| JOB |
Each line below that contains "components" counts once; report the total and nothing more.

| MATERIAL FOR THIS EXERCISE |
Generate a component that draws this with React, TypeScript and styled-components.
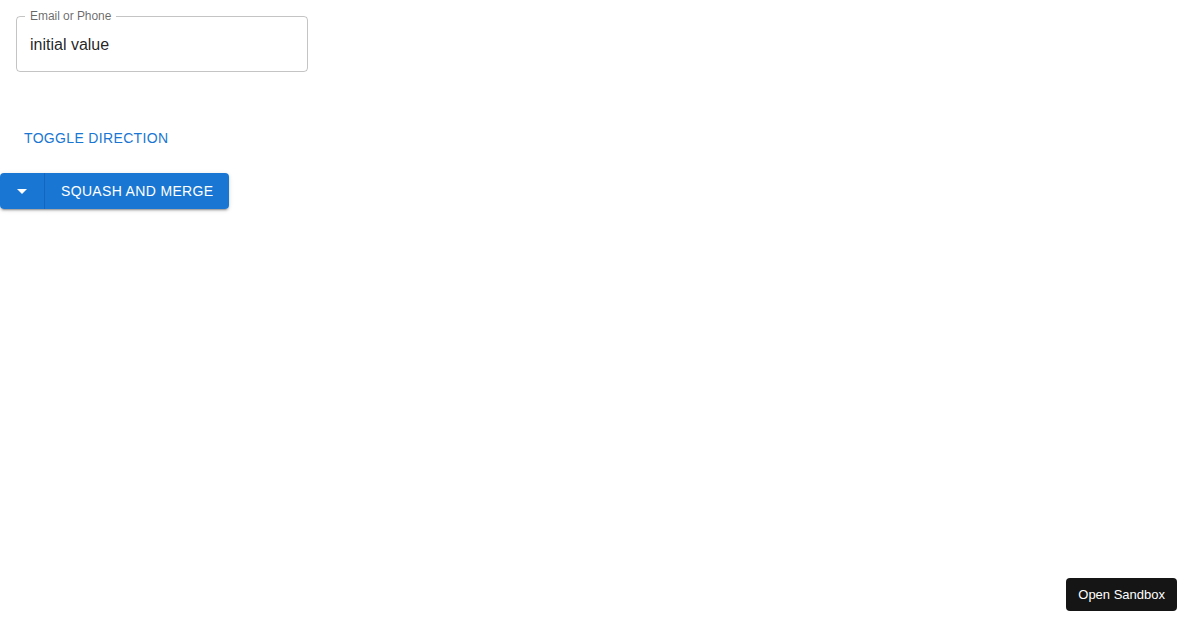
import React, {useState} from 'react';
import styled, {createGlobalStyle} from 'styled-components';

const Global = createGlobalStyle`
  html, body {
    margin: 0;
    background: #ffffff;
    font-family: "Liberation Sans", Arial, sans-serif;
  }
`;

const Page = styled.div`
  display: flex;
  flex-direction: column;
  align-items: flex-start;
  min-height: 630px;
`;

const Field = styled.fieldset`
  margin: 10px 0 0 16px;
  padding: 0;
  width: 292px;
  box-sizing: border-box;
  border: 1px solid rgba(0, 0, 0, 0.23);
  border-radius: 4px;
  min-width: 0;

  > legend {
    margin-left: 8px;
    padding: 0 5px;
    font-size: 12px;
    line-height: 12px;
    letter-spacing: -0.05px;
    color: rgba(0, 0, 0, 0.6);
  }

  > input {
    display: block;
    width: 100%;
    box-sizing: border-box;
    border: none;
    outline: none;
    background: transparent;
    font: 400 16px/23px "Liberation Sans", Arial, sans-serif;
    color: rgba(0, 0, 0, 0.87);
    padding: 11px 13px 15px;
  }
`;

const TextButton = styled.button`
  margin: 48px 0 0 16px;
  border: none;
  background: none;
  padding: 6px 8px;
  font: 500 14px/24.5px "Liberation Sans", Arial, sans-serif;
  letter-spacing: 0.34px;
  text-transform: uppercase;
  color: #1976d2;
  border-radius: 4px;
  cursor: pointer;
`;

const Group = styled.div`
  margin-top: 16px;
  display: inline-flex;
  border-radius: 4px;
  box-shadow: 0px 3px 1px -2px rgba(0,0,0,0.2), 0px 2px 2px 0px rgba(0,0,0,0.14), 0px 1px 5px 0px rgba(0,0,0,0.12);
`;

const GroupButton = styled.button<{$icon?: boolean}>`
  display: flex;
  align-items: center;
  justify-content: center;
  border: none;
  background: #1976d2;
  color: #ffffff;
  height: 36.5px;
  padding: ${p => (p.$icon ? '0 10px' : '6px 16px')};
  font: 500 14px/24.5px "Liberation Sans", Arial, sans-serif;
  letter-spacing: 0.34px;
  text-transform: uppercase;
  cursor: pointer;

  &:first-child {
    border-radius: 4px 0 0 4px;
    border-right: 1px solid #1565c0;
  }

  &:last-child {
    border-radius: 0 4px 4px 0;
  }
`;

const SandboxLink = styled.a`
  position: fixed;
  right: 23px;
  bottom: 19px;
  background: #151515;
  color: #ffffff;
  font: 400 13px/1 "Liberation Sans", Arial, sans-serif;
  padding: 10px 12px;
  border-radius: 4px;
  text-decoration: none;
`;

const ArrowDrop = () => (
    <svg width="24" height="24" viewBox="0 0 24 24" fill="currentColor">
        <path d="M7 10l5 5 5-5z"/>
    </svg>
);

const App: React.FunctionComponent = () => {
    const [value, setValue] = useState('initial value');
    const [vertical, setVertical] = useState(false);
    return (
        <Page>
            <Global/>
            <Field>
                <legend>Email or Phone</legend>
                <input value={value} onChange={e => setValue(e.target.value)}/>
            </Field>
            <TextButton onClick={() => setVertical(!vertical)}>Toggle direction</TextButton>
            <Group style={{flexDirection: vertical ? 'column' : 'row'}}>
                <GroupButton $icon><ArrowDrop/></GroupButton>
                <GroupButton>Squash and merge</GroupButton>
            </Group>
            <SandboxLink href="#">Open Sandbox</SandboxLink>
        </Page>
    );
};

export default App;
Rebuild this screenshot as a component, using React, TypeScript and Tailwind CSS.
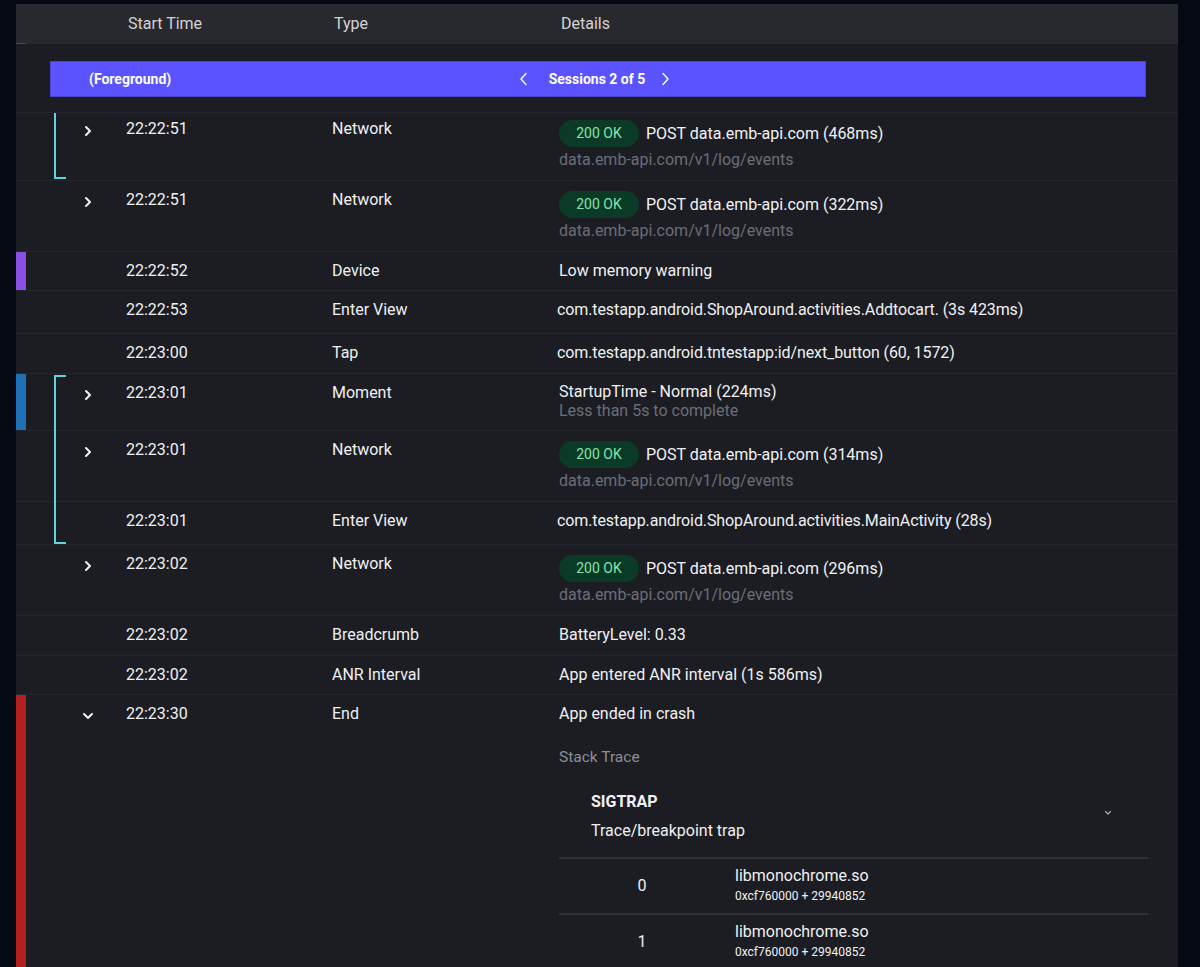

| RESULT OF THIS EXERCISE |
2